What needs to be done> Write the data out again exactly, with no pictures.

* begin Collected data *

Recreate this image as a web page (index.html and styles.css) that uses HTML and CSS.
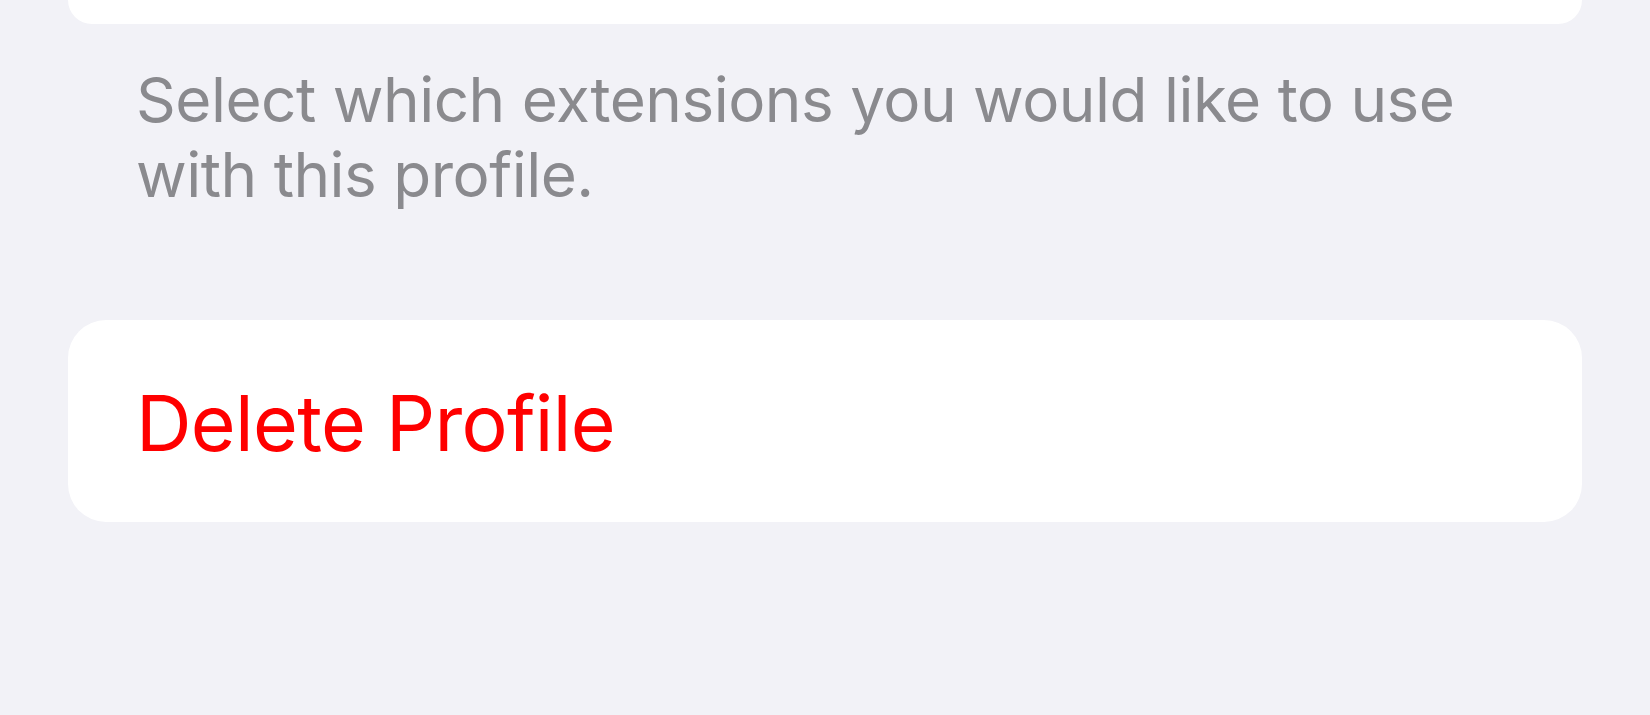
FILE: index.html
```html
<!DOCTYPE html>
<html lang="en">
<head>
<meta charset="utf-8">
<title>Profile</title>
<link rel="stylesheet" href="styles.css">
</head>
<body>
<main class="page">
  <section class="group">
    <div class="card card-top"></div>
    <p class="footer">Select which extensions you would like to use with this profile.</p>
  </section>
  <section class="group group-delete">
    <div class="card card-action">
      <button class="delete" type="button">Delete Profile</button>
    </div>
  </section>
</main>
</body>
</html>
```

FILE: styles.css
```css
html, body {
  margin: 0;
  padding: 0;
  background: #f2f2f7;
}

body {
  font-family: Inter, "Liberation Sans", Arial, sans-serif;
  width: 1650px;
  height: 715px;
  overflow: hidden;
}

.page {
  display: flex;
  flex-direction: column;
  padding: 0 68px;
}

.group {
  display: flex;
  flex-direction: column;
}

.card {
  background: #ffffff;
  border-radius: 38px;
}

.card-top {
  height: 24px;
  border-top-left-radius: 0;
  border-top-right-radius: 0;
}

.footer {
  margin: 38px 0 0;
  padding: 0 68px;
  font-size: 62px;
  line-height: 75px;
  letter-spacing: -0.5px;
  color: #8a8a8e;
}

.group-delete {
  margin-top: 108px;
}

.card-action {
  height: 202px;
  box-sizing: border-box;
  padding: 58px 68px 54px;
  display: flex;
  align-items: flex-start;
}

.delete {
  appearance: none;
  border: 0;
  background: none;
  padding: 0;
  margin: 0;
  font-family: Inter, "Liberation Sans", Arial, sans-serif;
  font-size: 77px;
  line-height: 90px;
  letter-spacing: -0.7px;
  color: #ff0000;
  cursor: pointer;
}
```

* end Collected data *

Exercise response>
Recreate this image as a web page (index.html and styles.css) that uses HTML and CSS.
FILE: index.html
```html
<!DOCTYPE html>
<html lang="en">
<head>
<meta charset="utf-8">
<title>Profile</title>
<link rel="stylesheet" href="styles.css">
</head>
<body>
<main class="page">
  <section class="group">
    <div class="card card-top"></div>
    <p class="footer">Select which extensions you would like to use with this profile.</p>
  </section>
  <section class="group group-delete">
    <div class="card card-action">
      <button class="delete" type="button">Delete Profile</button>
    </div>
  </section>
</main>
</body>
</html>
```

FILE: styles.css
```css
html, body {
  margin: 0;
  padding: 0;
  background: #f2f2f7;
}

body {
  font-family: Inter, "Liberation Sans", Arial, sans-serif;
  width: 1650px;
  height: 715px;
  overflow: hidden;
}

.page {
  display: flex;
  flex-direction: column;
  padding: 0 68px;
}

.group {
  display: flex;
  flex-direction: column;
}

.card {
  background: #ffffff;
  border-radius: 38px;
}

.card-top {
  height: 24px;
  border-top-left-radius: 0;
  border-top-right-radius: 0;
}

.footer {
  margin: 38px 0 0;
  padding: 0 68px;
  font-size: 62px;
  line-height: 75px;
  letter-spacing: -0.5px;
  color: #8a8a8e;
}

.group-delete {
  margin-top: 108px;
}

.card-action {
  height: 202px;
  box-sizing: border-box;
  padding: 58px 68px 54px;
  display: flex;
  align-items: flex-start;
}

.delete {
  appearance: none;
  border: 0;
  background: none;
  padding: 0;
  margin: 0;
  font-family: Inter, "Liberation Sans", Arial, sans-serif;
  font-size: 77px;
  line-height: 90px;
  letter-spacing: -0.7px;
  color: #ff0000;
  cursor: pointer;
}
```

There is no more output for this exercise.